Mediation allows a settlement of your divorce without the need for a court decision. This fact allows for a level of control for you and your spouse to come to an agreeable resolution. Without a court proceeding, there will also be no public records, so you and your spouse can keep the details of your divorce confidential.

Another aspect of divorce mediation that can be advantageous is the need for communication with your spouse. You will need to have open communication on your wants and expectations. There is no further conflict either during or after the mediation. Depending on your situation, you and your spouse could speak to each other or through your legal counsel. Clear communication can lead to an amicable divorce and allow you both to move on with your lives.

Divorce mediation is most successful when both parties are open to compromise. You may not get everything you want, but being open to negotiating can make the process painless.

Who Should Not Seek Divorce Mediation?

While mediation can help in any situation, it is not ideal for some other cases. In a few instances, divorce mediation is not ideal, and you should take the matter to court.

If you have experienced domestic abuse or fear for your safety or that of your children, mediation may not be a good option for you. If there has been abuse, you should seek the advice of legal counsel regardless. If the abuse was some time ago, you might want to weigh the pros and cons of litigation or mediation. Some victims find the mediation process empowering as it allows them to face their abusers on a level playing field. However, some may find the process of meeting face-to-face too traumatizing. There are also divorce mediators that will not take cases where there has been abuse.

Deceit can also be a factor where litigation is more advantageous over mediation. If you suspect your spouse of lying or hiding funds and assets, then mediation could be a waste of time and money. Mediation only works if both sides are honest and come to the mediation with a level of trust.

Also, unlike court litigation, your spouse can intentionally draw out a mediation. They may agree to mediation but then delay the meeting to draw out the process. While at court litigation, the judge can order you both to be at court at a specific time and date. Mediators can do no such thing, leading to a speedy process getting drawn out as long as a court decision.

While you are still free to choose mediation with any of these factors, weighing the pros and cons is essential. Seeking advice from an attorney can help you to plan your next move.

The Divorce Mediation Process

If you plan to seek mediation, there are several places to go to get started. You can find online mediation services or visit the court offices to receive a list of divorce mediators in your area. Your state or county bar association can also help you to find local mediators as well as legal representation.

Once you have chosen a mediator, you will either speak with the mediator or complete a questionnaire so that they can get an idea about you and the factors in your divorce. You will answer questions about yourself, your family, and divorce-related questions. They may also have you sign a confidentiality agreement before you meet in mediation.

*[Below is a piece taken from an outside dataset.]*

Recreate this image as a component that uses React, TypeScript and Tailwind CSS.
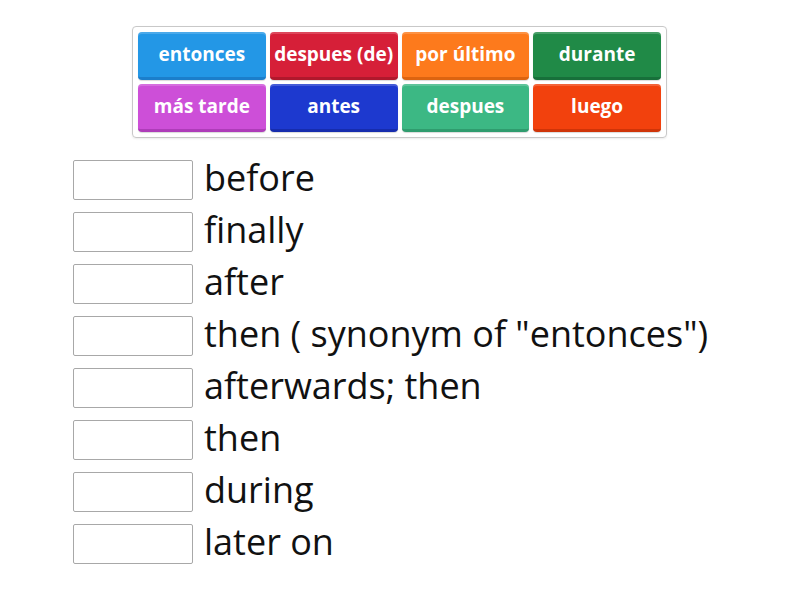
import React from 'react';

type Tile = { label: string; bg: string };

const TILES: Tile[] = [
  { label: 'entonces', bg: 'bg-[#2397e6] border-[#1b7ecb]' },
  { label: 'despues (de)', bg: 'bg-[#d61f38] border-[#b0182c]' },
  { label: 'por último', bg: 'bg-[#fd7a1c] border-[#dc6410]' },
  { label: 'durante', bg: 'bg-[#208a47] border-[#17703a]' },
  { label: 'más tarde', bg: 'bg-[#cd4fd8] border-[#ae3cb9]' },
  { label: 'antes', bg: 'bg-[#1d39cf] border-[#162cad]' },
  { label: 'despues', bg: 'bg-[#3cb884] border-[#2f9c6e]' },
  { label: 'luego', bg: 'bg-[#f2410d] border-[#cf3408]' },
];

const ROWS = [
  'before',
  'finally',
  'after',
  'then ( synonym of "entonces")',
  'afterwards; then',
  'then',
  'during',
  'later on',
];

export default function App() {
  return (
    <div
      className="w-[800px] h-[600px] bg-white pt-[26px]"
      style={{ fontFamily: '"Open Sans", "Liberation Sans", sans-serif' }}
    >
      {/* word bank */}
      <div className="ml-[132px] w-[535px] rounded-[4px] border border-[#c8c8c8] p-[5px] shadow-[0_1px_2px_rgba(0,0,0,0.08)]">
        <div className="grid grid-cols-4 gap-[4px]">
          {TILES.map((t) => (
            <div
              key={t.label}
              className={`${t.bg} h-[48px] rounded-[4px] border-b-[3px] flex items-center justify-center text-white text-[19px] font-bold shadow-[inset_0_2px_0_rgba(255,255,255,0.18),0_1px_1px_rgba(0,0,0,0.15)]`}
            >
              {t.label}
            </div>
          ))}
        </div>
      </div>

      {/* answer rows */}
      <div className="mt-[22px] ml-[73px] flex flex-col gap-[12px]">
        {ROWS.map((r, i) => (
          <div key={i} className="flex items-center h-[40px]">
            <div className="w-[120px] h-[40px] border border-[#a8a8a8] rounded-[2px] bg-white shrink-0" />
            <span className="ml-[11px] -mt-[5px] text-[36px] leading-none text-[#111] whitespace-nowrap">{r}</span>
          </div>
        ))}
      </div>
    </div>
  );
}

On the date of the mediation, all parties will meet at the mediator’s office. You will usually be in the same room, but you may be in separate rooms for private conversations with your attorney. The mediator will discuss the plan, and you and your spouse will be allowed to make statements and clarify areas and issues that require mediation to agree.

The next step is to determine the areas that you and your spouse agree and disagree on in detail. In the areas of contention, make sure you are willing to compromise and listen to your spouse’s point of view. Doing this can allow for a quick and agreeable mediation.

At the end of the session, the mediator will present you with a settlement statement. It will list all areas you have agreed on, and places that mediation could not resolve may require further mediation or court to decide. This agreement gets sent to the court, and if it is accepted, it will get filed as part of the final divorce decree.

Do Your Research

It is essential to know the laws and regulations for divorce mediation in your area. Not only do you need to know your rights and expectations, but you will also want to look at testimonials to find the best mediator in your area.

Divorce mediation can vary from state to state. For instance, the cost of mediation can differ depending on your state. Divorce mediation in California may cost differently than in Kansas.

You will also want to check with what the local mediator services will or will not do. Some mediators will not take a case where abuse is a factor. Also, while some mediators will file your paperwork with the court, others will not, and you will be required to do this step yourself.

Knowing how divorce mediation works in your area can help you save time and money in your divorce proceedings. While mediation is not for everyone, it can help resolve an unpleasant life event quickly and hopefully amicably.